A two-year-old Bakersfield child is enjoying a new life after a heart transplant last September.
Adonis Watts was diagnosed with Cardiomyopathy in January, a deadly defect where the heart muscle is enlarged and doesn’t work properly.
A condition that put his life in jeopardy for most of the year.
"I didn't think I was going to plan his birthday this year and I did,” said Adonis’ mom Malachi Richardson.
But among the toys in Richardson’s living room are the Chuck E. Cheese birthday decorations from last October.
Reminders of how special Adonis’ second birthday was.

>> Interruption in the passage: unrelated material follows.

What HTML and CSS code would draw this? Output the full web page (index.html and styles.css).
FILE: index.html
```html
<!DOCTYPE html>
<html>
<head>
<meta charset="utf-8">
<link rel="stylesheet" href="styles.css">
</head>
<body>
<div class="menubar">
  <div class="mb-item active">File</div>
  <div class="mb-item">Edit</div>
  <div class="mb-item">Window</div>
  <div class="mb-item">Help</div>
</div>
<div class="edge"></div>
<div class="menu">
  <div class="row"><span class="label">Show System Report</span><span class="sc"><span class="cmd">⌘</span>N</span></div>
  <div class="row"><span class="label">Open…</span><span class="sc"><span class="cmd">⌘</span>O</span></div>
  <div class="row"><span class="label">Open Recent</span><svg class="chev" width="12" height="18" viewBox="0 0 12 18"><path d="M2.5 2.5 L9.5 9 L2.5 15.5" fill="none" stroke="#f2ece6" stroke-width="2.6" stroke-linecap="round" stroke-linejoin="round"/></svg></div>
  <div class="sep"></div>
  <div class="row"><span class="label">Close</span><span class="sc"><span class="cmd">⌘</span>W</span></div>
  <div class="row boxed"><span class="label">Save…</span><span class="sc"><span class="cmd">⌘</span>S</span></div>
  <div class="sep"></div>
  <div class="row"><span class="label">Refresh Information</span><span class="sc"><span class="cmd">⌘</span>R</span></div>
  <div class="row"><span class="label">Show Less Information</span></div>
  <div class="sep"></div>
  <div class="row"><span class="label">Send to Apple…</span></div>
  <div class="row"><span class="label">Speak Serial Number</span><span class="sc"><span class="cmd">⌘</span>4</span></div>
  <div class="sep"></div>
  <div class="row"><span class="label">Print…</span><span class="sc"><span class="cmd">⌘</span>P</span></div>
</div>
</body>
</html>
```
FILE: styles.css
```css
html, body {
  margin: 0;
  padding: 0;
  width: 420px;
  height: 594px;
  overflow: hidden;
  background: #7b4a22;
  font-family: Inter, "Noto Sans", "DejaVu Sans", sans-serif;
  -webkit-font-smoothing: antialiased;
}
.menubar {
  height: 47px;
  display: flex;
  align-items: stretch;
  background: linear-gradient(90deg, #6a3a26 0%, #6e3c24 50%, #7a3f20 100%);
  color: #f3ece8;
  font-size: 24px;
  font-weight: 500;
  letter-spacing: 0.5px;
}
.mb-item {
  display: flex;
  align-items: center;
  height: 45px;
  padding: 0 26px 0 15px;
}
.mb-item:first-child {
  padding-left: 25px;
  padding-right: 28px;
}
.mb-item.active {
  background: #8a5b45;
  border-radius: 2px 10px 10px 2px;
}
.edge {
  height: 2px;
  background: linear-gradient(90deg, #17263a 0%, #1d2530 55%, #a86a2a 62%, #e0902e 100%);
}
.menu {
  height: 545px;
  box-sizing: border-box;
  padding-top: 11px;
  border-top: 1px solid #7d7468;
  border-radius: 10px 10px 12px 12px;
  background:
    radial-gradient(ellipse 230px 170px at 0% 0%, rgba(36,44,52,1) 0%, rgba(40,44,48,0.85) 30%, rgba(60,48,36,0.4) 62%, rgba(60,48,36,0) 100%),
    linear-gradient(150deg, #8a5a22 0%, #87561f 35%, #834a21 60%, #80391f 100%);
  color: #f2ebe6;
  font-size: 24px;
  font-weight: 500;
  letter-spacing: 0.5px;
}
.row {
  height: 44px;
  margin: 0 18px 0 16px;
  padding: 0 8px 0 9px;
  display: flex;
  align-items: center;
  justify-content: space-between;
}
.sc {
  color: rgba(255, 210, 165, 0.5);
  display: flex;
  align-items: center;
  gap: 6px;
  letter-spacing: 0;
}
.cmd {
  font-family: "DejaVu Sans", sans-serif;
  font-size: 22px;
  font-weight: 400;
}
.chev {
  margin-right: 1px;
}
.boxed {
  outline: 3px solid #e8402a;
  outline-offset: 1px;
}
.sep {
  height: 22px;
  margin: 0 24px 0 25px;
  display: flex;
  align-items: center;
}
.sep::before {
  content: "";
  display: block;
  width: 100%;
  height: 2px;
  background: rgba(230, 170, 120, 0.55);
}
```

"His left ventricle to his heart didn't fully develop and his heart was enlarged,” Richardson said.
And that meant a heart transplant was needed if he was going to survive.
In March he was admitted to the Children’s Hospital Los Angeles.
"He had a lot of respiratory symptoms, he had trouble eating and breathing at the same time, and so he was presenting like a child who had either asthma or pneumonia,” said Dr. Cynthia Herrington, who performed Adonis’ heart transplant.
And the wait for a heart that would save Adonis’ life began.
On September 9, after nearly six months of waiting, Malachi got the call she was hoping for.
"I was speechless. I didn't know what to say. I cried, I called my mom and I was like you have to pack your bags and she was hysterical,” Richardson said.
A gift, doctors say was possible because of the generosity of one family at a time of tragedy.
"Some amazingly generous family in the midst of their own nightmare or crisis is going to see clear to say I think our child should be an organ donor. It's an amazing thing,” Dr. Herrington said.
Adonis’ family doesn’t know anything about the donor, that’s hospital policy.
But they do know it’s a gift that gave a child another chance at life.
And by February, Richardson hopes Adonis will be healthy enough for school.